==== PROVIDED MATERIAL

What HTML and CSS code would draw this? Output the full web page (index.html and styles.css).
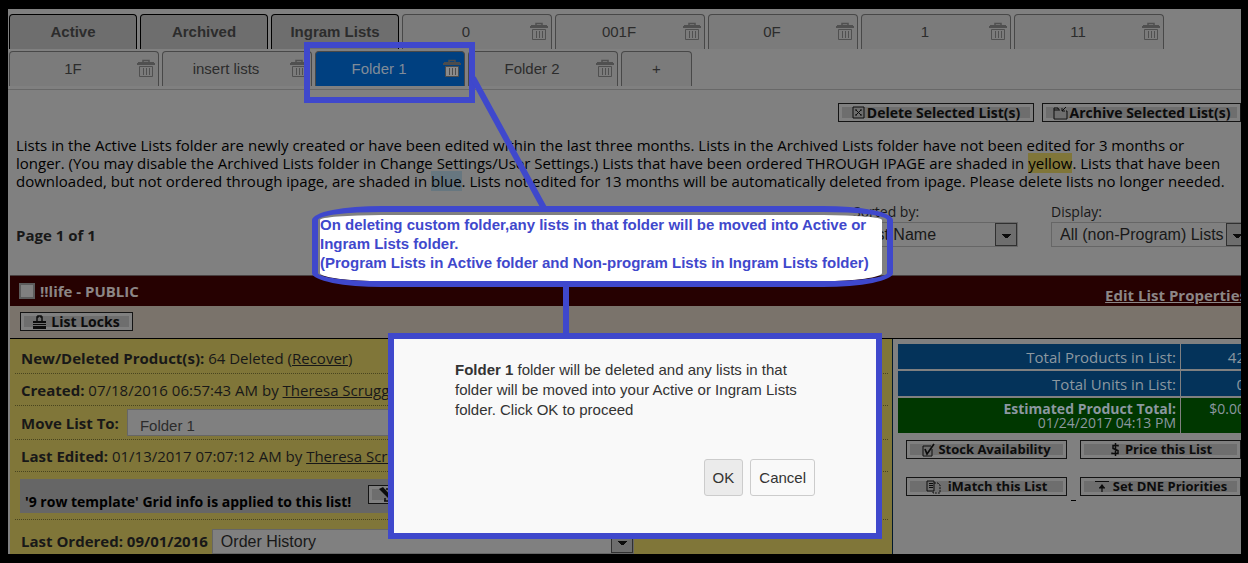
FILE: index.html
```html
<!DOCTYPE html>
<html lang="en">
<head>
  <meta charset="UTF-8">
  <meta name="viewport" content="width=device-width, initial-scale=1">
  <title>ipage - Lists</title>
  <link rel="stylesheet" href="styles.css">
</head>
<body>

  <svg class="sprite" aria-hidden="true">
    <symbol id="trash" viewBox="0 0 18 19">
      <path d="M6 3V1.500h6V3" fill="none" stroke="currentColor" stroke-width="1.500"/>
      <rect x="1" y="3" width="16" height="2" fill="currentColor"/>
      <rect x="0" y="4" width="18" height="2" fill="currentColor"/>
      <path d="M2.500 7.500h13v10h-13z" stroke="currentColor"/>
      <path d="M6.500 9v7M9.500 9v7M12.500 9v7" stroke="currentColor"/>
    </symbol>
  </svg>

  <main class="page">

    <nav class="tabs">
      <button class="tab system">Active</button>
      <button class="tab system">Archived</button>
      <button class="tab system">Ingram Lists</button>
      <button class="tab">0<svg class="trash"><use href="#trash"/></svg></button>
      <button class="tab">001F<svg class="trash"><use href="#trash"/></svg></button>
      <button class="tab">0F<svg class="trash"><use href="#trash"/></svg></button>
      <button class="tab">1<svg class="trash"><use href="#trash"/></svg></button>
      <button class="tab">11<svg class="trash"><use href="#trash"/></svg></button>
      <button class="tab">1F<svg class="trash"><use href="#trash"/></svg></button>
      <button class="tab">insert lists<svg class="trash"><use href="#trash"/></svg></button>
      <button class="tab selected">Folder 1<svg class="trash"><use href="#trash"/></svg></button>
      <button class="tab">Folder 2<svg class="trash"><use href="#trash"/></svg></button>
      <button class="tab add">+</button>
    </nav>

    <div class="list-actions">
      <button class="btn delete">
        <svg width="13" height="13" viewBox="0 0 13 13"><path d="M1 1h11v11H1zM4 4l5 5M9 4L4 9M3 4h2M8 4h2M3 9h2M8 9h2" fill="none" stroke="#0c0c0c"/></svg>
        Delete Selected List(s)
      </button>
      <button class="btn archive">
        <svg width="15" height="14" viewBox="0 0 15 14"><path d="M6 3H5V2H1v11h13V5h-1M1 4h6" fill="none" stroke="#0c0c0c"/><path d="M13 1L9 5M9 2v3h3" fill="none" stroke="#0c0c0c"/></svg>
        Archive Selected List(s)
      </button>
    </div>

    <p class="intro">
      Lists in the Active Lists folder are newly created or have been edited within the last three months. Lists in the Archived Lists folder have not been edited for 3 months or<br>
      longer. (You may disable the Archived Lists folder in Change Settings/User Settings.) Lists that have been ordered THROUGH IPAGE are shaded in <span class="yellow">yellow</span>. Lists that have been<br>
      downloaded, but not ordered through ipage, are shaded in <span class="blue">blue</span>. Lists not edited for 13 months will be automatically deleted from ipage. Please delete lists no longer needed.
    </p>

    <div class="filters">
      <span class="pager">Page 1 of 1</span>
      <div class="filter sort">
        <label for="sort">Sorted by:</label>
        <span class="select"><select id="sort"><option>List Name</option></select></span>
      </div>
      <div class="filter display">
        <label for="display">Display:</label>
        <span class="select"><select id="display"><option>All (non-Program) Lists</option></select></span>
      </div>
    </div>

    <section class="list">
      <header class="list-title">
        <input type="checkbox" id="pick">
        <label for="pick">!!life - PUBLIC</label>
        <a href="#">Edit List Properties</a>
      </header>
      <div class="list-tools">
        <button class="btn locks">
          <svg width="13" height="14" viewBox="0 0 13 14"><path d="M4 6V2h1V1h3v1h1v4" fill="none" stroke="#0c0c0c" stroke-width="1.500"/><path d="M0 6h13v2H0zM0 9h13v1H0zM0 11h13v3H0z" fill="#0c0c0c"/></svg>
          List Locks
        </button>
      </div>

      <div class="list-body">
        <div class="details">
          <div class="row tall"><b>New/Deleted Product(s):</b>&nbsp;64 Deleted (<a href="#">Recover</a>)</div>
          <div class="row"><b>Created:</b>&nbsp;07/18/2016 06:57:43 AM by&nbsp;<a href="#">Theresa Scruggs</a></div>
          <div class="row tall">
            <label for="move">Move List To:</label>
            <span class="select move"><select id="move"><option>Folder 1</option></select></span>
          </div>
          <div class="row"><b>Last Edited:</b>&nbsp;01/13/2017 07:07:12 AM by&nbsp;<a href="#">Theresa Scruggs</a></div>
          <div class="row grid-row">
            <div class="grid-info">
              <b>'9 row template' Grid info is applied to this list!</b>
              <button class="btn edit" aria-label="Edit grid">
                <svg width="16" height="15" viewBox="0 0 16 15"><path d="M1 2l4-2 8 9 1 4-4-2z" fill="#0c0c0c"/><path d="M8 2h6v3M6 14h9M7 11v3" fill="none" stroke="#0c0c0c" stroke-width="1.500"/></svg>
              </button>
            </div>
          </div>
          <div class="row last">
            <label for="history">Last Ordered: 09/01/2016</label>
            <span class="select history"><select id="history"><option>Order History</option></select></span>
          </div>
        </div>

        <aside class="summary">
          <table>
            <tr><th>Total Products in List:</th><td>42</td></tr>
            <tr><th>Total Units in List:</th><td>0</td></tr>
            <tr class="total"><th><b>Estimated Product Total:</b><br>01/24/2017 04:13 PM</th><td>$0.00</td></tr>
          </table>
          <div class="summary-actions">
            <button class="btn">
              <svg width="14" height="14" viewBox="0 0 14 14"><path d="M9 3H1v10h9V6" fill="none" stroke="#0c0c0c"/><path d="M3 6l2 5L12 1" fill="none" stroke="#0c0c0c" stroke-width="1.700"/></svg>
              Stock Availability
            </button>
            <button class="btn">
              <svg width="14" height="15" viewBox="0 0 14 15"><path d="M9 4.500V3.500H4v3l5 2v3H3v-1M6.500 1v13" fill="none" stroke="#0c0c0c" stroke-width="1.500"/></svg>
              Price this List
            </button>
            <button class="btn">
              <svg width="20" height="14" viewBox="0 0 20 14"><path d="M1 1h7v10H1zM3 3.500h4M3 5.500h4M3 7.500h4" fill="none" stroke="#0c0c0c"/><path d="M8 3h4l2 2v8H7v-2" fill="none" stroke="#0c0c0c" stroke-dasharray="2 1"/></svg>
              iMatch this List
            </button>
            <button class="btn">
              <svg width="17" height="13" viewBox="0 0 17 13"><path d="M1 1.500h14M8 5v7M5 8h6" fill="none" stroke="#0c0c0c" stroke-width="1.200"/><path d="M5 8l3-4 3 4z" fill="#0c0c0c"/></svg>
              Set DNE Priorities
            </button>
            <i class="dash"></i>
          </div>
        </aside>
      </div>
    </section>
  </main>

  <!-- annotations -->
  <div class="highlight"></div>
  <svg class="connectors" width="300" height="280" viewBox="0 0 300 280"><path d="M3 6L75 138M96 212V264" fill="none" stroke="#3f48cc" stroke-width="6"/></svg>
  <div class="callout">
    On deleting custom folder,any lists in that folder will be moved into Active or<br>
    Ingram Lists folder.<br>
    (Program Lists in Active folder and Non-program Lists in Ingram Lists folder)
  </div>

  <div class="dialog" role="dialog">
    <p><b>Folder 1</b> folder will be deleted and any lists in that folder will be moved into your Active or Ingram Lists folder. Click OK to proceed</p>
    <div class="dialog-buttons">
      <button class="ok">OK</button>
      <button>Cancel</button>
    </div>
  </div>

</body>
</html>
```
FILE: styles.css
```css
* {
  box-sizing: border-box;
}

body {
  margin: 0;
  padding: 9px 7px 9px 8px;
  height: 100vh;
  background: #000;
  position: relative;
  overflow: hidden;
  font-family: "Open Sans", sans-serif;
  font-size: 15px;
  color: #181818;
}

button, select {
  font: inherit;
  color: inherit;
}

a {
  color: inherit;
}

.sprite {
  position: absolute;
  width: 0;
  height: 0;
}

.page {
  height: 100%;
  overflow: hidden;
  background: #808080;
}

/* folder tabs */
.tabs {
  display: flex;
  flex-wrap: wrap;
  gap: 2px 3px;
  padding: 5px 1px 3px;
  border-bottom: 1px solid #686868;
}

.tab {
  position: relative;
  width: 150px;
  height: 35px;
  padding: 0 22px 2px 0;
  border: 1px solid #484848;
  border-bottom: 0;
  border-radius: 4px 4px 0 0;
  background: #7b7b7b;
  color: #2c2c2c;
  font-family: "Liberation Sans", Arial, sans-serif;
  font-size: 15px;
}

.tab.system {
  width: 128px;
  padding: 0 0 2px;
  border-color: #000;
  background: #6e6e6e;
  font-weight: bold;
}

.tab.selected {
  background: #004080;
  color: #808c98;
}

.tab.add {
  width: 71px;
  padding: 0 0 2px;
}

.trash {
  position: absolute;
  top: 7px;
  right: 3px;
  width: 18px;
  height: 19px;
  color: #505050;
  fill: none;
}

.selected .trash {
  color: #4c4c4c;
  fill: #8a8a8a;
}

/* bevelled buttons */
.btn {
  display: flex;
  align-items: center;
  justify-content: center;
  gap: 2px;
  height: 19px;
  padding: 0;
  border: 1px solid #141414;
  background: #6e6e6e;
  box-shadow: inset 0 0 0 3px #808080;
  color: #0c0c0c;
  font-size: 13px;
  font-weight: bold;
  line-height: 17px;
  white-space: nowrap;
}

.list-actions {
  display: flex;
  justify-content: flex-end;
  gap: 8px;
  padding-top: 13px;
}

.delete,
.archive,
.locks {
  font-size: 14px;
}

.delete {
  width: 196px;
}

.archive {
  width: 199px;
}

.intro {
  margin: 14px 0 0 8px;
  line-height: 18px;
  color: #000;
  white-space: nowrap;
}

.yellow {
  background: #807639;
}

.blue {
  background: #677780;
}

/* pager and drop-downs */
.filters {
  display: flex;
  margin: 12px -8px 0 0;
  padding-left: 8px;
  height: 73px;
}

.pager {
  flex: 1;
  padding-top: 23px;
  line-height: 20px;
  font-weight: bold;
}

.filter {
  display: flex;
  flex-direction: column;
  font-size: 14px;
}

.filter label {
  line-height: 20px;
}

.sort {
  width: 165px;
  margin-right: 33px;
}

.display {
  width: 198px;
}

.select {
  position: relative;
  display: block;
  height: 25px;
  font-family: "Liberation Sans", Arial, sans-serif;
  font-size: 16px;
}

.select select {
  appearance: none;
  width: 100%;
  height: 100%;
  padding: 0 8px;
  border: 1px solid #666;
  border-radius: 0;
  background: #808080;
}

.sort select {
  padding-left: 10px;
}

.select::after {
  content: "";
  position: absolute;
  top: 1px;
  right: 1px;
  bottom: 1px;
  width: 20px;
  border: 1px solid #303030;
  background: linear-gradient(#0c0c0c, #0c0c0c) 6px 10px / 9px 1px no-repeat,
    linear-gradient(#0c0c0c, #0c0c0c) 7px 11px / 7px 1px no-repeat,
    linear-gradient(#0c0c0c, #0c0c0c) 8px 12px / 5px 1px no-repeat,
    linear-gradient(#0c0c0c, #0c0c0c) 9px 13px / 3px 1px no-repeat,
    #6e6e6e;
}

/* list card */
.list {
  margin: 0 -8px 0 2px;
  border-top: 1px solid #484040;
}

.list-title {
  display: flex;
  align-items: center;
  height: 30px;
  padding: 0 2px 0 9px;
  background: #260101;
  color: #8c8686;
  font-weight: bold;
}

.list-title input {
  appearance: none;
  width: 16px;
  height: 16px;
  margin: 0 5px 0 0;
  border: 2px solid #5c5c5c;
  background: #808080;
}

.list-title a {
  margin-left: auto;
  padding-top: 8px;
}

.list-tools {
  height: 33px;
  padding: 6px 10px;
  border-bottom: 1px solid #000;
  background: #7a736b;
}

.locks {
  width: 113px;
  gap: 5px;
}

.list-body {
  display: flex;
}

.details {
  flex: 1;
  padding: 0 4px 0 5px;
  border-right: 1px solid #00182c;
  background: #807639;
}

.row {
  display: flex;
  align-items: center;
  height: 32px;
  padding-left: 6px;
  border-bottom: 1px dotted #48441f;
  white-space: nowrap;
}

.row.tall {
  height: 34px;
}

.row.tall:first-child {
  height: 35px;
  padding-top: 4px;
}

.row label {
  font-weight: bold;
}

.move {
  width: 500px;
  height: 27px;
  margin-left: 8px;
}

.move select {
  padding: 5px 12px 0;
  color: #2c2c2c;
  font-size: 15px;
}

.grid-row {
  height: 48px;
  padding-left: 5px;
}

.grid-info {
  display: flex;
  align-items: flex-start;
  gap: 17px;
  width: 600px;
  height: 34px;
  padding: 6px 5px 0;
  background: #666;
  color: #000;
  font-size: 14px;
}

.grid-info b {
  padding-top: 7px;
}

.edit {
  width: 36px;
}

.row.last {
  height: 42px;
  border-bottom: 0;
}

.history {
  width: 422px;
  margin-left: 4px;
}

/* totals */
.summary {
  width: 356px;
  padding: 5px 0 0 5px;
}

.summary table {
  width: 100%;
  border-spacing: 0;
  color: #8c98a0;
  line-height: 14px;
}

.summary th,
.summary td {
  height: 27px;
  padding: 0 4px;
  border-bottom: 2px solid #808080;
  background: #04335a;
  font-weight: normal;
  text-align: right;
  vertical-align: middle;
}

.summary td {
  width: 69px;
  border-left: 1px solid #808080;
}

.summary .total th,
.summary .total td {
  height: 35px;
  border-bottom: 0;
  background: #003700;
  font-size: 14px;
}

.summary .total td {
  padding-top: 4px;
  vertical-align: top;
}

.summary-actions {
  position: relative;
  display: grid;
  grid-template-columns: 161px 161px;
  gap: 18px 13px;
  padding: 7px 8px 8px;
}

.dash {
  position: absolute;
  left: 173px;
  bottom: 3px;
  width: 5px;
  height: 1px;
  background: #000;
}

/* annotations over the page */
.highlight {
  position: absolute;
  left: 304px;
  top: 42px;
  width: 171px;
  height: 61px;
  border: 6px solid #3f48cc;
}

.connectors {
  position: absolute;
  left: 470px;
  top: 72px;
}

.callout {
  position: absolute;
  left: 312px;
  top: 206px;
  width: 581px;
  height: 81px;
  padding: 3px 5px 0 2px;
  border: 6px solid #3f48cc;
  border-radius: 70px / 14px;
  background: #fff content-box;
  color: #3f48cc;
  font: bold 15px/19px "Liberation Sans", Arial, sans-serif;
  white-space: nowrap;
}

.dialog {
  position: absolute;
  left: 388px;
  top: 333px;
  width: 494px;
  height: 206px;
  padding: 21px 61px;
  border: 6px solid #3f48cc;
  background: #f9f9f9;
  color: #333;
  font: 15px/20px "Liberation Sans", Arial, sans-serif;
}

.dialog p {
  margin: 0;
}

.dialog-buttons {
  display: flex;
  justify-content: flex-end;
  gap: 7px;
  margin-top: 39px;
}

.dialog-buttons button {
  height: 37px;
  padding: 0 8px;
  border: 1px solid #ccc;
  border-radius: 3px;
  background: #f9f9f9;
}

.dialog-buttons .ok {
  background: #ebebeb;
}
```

========

» **WRITTEN EXERCISE**
Copy out every line of the data that includes the word "index".

» **CORRECT RESPONSE**
What HTML and CSS code would draw this? Output the full web page (index.html and styles.css).
FILE: index.html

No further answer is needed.